▶ [DESCRIPTION OF THE TASK]:
Repeat the whole listing exactly as written.

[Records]
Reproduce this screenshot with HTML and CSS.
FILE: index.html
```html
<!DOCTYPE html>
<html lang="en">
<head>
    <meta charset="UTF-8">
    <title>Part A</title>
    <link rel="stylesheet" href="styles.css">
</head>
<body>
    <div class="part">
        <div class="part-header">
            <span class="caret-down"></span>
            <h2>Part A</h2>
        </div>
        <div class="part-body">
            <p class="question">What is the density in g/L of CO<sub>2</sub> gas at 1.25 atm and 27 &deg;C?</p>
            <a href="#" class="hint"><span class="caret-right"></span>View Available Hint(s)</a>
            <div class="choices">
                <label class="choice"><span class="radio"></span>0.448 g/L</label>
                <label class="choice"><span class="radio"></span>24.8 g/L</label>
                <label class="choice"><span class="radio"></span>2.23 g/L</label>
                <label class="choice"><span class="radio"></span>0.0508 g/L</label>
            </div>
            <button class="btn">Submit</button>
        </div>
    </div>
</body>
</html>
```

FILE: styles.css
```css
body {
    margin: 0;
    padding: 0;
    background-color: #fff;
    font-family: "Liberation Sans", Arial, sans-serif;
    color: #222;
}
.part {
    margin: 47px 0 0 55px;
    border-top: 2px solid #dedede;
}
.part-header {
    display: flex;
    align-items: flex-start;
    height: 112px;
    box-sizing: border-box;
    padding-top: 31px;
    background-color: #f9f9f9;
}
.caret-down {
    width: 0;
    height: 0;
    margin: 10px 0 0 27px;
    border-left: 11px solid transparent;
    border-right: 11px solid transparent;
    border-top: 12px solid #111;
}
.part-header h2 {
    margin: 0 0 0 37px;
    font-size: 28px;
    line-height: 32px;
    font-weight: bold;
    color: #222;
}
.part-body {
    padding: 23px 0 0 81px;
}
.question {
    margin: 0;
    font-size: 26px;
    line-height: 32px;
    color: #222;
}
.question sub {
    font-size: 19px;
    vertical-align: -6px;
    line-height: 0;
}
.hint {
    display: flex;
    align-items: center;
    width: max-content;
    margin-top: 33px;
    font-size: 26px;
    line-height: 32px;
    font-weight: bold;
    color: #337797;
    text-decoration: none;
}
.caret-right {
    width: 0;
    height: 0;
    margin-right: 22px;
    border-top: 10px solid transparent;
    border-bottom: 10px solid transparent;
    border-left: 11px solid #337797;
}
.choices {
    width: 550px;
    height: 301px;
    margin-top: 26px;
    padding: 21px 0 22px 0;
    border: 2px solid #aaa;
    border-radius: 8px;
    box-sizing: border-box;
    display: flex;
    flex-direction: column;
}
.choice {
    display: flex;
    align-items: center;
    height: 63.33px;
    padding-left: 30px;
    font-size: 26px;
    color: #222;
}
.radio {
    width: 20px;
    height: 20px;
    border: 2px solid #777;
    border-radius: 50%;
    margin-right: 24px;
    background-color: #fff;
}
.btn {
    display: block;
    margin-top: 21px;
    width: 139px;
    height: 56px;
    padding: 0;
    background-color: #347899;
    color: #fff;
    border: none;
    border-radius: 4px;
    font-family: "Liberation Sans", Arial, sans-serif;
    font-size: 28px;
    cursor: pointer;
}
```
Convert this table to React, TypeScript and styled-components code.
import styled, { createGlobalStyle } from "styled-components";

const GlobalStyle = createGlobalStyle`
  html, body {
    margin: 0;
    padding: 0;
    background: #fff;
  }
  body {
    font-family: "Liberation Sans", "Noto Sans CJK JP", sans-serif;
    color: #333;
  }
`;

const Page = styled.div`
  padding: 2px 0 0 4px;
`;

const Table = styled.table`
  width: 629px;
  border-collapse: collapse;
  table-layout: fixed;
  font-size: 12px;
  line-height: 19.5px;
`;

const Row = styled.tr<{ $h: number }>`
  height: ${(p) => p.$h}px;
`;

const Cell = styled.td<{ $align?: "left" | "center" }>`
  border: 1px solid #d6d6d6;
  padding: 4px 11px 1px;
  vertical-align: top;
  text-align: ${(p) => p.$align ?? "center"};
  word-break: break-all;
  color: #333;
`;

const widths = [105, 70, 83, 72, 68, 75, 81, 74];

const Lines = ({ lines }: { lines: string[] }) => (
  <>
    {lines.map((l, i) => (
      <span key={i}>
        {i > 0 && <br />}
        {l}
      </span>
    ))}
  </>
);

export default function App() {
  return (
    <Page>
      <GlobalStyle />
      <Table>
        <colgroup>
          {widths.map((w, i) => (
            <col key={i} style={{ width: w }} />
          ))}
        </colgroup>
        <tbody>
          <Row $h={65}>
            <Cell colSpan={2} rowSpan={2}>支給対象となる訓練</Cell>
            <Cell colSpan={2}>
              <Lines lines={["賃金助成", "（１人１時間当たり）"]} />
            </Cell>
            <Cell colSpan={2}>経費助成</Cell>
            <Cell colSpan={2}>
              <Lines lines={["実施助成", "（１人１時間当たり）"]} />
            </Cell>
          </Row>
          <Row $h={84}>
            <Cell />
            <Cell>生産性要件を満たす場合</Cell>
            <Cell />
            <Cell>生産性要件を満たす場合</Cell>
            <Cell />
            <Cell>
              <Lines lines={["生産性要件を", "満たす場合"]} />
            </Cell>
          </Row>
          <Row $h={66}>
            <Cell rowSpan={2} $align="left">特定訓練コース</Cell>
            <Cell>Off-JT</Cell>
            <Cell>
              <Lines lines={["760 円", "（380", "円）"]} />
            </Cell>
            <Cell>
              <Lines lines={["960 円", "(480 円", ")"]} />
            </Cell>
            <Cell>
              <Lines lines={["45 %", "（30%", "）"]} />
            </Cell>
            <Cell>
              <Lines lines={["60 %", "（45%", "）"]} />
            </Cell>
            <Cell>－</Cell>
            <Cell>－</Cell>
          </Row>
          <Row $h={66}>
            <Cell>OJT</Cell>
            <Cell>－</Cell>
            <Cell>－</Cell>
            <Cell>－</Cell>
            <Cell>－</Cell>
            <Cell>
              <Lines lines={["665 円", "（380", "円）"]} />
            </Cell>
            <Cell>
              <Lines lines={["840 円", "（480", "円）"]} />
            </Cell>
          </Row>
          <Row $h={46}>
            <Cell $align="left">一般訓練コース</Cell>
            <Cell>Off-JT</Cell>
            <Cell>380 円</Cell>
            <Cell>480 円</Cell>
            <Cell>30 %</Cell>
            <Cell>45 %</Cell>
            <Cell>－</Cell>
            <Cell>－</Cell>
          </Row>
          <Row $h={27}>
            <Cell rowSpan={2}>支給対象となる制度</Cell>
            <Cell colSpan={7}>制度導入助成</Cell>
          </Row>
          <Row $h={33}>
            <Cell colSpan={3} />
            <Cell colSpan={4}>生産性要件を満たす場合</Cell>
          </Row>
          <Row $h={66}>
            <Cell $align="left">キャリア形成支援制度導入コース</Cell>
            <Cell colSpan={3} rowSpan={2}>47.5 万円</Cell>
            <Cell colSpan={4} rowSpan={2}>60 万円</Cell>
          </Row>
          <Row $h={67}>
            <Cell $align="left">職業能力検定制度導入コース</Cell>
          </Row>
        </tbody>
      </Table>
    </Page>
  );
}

▶ [WRITTEN SOLUTION]:
Reproduce this screenshot with HTML and CSS.
FILE: index.html
```html
<!DOCTYPE html>
<html lang="en">
<head>
    <meta charset="UTF-8">
    <title>Part A</title>
    <link rel="stylesheet" href="styles.css">
</head>
<body>
    <div class="part">
        <div class="part-header">
            <span class="caret-down"></span>
            <h2>Part A</h2>
        </div>
        <div class="part-body">
            <p class="question">What is the density in g/L of CO<sub>2</sub> gas at 1.25 atm and 27 &deg;C?</p>
            <a href="#" class="hint"><span class="caret-right"></span>View Available Hint(s)</a>
            <div class="choices">
                <label class="choice"><span class="radio"></span>0.448 g/L</label>
                <label class="choice"><span class="radio"></span>24.8 g/L</label>
                <label class="choice"><span class="radio"></span>2.23 g/L</label>
                <label class="choice"><span class="radio"></span>0.0508 g/L</label>
            </div>
            <button class="btn">Submit</button>
        </div>
    </div>
</body>
</html>
```

FILE: styles.css
```css
body {
    margin: 0;
    padding: 0;
    background-color: #fff;
    font-family: "Liberation Sans", Arial, sans-serif;
    color: #222;
}
.part {
    margin: 47px 0 0 55px;
    border-top: 2px solid #dedede;
}
.part-header {
    display: flex;
    align-items: flex-start;
    height: 112px;
    box-sizing: border-box;
    padding-top: 31px;
    background-color: #f9f9f9;
}
.caret-down {
    width: 0;
    height: 0;
    margin: 10px 0 0 27px;
    border-left: 11px solid transparent;
    border-right: 11px solid transparent;
    border-top: 12px solid #111;
}
.part-header h2 {
    margin: 0 0 0 37px;
    font-size: 28px;
    line-height: 32px;
    font-weight: bold;
    color: #222;
}
.part-body {
    padding: 23px 0 0 81px;
}
.question {
    margin: 0;
    font-size: 26px;
    line-height: 32px;
    color: #222;
}
.question sub {
    font-size: 19px;
    vertical-align: -6px;
    line-height: 0;
}
.hint {
    display: flex;
    align-items: center;
    width: max-content;
    margin-top: 33px;
    font-size: 26px;
    line-height: 32px;
    font-weight: bold;
    color: #337797;
    text-decoration: none;
}
.caret-right {
    width: 0;
    height: 0;
    margin-right: 22px;
    border-top: 10px solid transparent;
    border-bottom: 10px solid transparent;
    border-left: 11px solid #337797;
}
.choices {
    width: 550px;
    height: 301px;
    margin-top: 26px;
    padding: 21px 0 22px 0;
    border: 2px solid #aaa;
    border-radius: 8px;
    box-sizing: border-box;
    display: flex;
    flex-direction: column;
}
.choice {
    display: flex;
    align-items: center;
    height: 63.33px;
    padding-left: 30px;
    font-size: 26px;
    color: #222;
}
.radio {
    width: 20px;
    height: 20px;
    border: 2px solid #777;
    border-radius: 50%;
    margin-right: 24px;
    background-color: #fff;
}
.btn {
    display: block;
    margin-top: 21px;
    width: 139px;
    height: 56px;
    padding: 0;
    background-color: #347899;
    color: #fff;
    border: none;
    border-radius: 4px;
    font-family: "Liberation Sans", Arial, sans-serif;
    font-size: 28px;
    cursor: pointer;
}
```
Convert this table to React, TypeScript and styled-components code.
import styled, { createGlobalStyle } from "styled-components";

const GlobalStyle = createGlobalStyle`
  html, body {
    margin: 0;
    padding: 0;
    background: #fff;
  }
  body {
    font-family: "Liberation Sans", "Noto Sans CJK JP", sans-serif;
    color: #333;
  }
`;

const Page = styled.div`
  padding: 2px 0 0 4px;
`;

const Table = styled.table`
  width: 629px;
  border-collapse: collapse;
  table-layout: fixed;
  font-size: 12px;
  line-height: 19.5px;
`;

const Row = styled.tr<{ $h: number }>`
  height: ${(p) => p.$h}px;
`;

const Cell = styled.td<{ $align?: "left" | "center" }>`
  border: 1px solid #d6d6d6;
  padding: 4px 11px 1px;
  vertical-align: top;
  text-align: ${(p) => p.$align ?? "center"};
  word-break: break-all;
  color: #333;
`;

const widths = [105, 70, 83, 72, 68, 75, 81, 74];

const Lines = ({ lines }: { lines: string[] }) => (
  <>
    {lines.map((l, i) => (
      <span key={i}>
        {i > 0 && <br />}
        {l}
      </span>
    ))}
  </>
);

export default function App() {
  return (
    <Page>
      <GlobalStyle />
      <Table>
        <colgroup>
          {widths.map((w, i) => (
            <col key={i} style={{ width: w }} />
          ))}
        </colgroup>
        <tbody>
          <Row $h={65}>
            <Cell colSpan={2} rowSpan={2}>支給対象となる訓練</Cell>
            <Cell colSpan={2}>
              <Lines lines={["賃金助成", "（１人１時間当たり）"]} />
            </Cell>
            <Cell colSpan={2}>経費助成</Cell>
            <Cell colSpan={2}>
              <Lines lines={["実施助成", "（１人１時間当たり）"]} />
            </Cell>
          </Row>
          <Row $h={84}>
            <Cell />
            <Cell>生産性要件を満たす場合</Cell>
            <Cell />
            <Cell>生産性要件を満たす場合</Cell>
            <Cell />
            <Cell>
              <Lines lines={["生産性要件を", "満たす場合"]} />
            </Cell>
          </Row>
          <Row $h={66}>
            <Cell rowSpan={2} $align="left">特定訓練コース</Cell>
            <Cell>Off-JT</Cell>
            <Cell>
              <Lines lines={["760 円", "（380", "円）"]} />
            </Cell>
            <Cell>
              <Lines lines={["960 円", "(480 円", ")"]} />
            </Cell>
            <Cell>
              <Lines lines={["45 %", "（30%", "）"]} />
            </Cell>
            <Cell>
              <Lines lines={["60 %", "（45%", "）"]} />
            </Cell>
            <Cell>－</Cell>
            <Cell>－</Cell>
          </Row>
          <Row $h={66}>
            <Cell>OJT</Cell>
            <Cell>－</Cell>
            <Cell>－</Cell>
            <Cell>－</Cell>
            <Cell>－</Cell>
            <Cell>
              <Lines lines={["665 円", "（380", "円）"]} />
            </Cell>
            <Cell>
              <Lines lines={["840 円", "（480", "円）"]} />
            </Cell>
          </Row>
          <Row $h={46}>
            <Cell $align="left">一般訓練コース</Cell>
            <Cell>Off-JT</Cell>
            <Cell>380 円</Cell>
            <Cell>480 円</Cell>
            <Cell>30 %</Cell>
            <Cell>45 %</Cell>
            <Cell>－</Cell>
            <Cell>－</Cell>
          </Row>
          <Row $h={27}>
            <Cell rowSpan={2}>支給対象となる制度</Cell>
            <Cell colSpan={7}>制度導入助成</Cell>
          </Row>
          <Row $h={33}>
            <Cell colSpan={3} />
            <Cell colSpan={4}>生産性要件を満たす場合</Cell>
          </Row>
          <Row $h={66}>
            <Cell $align="left">キャリア形成支援制度導入コース</Cell>
            <Cell colSpan={3} rowSpan={2}>47.5 万円</Cell>
            <Cell colSpan={4} rowSpan={2}>60 万円</Cell>
          </Row>
          <Row $h={67}>
            <Cell $align="left">職業能力検定制度導入コース</Cell>
          </Row>
        </tbody>
      </Table>
    </Page>
  );
}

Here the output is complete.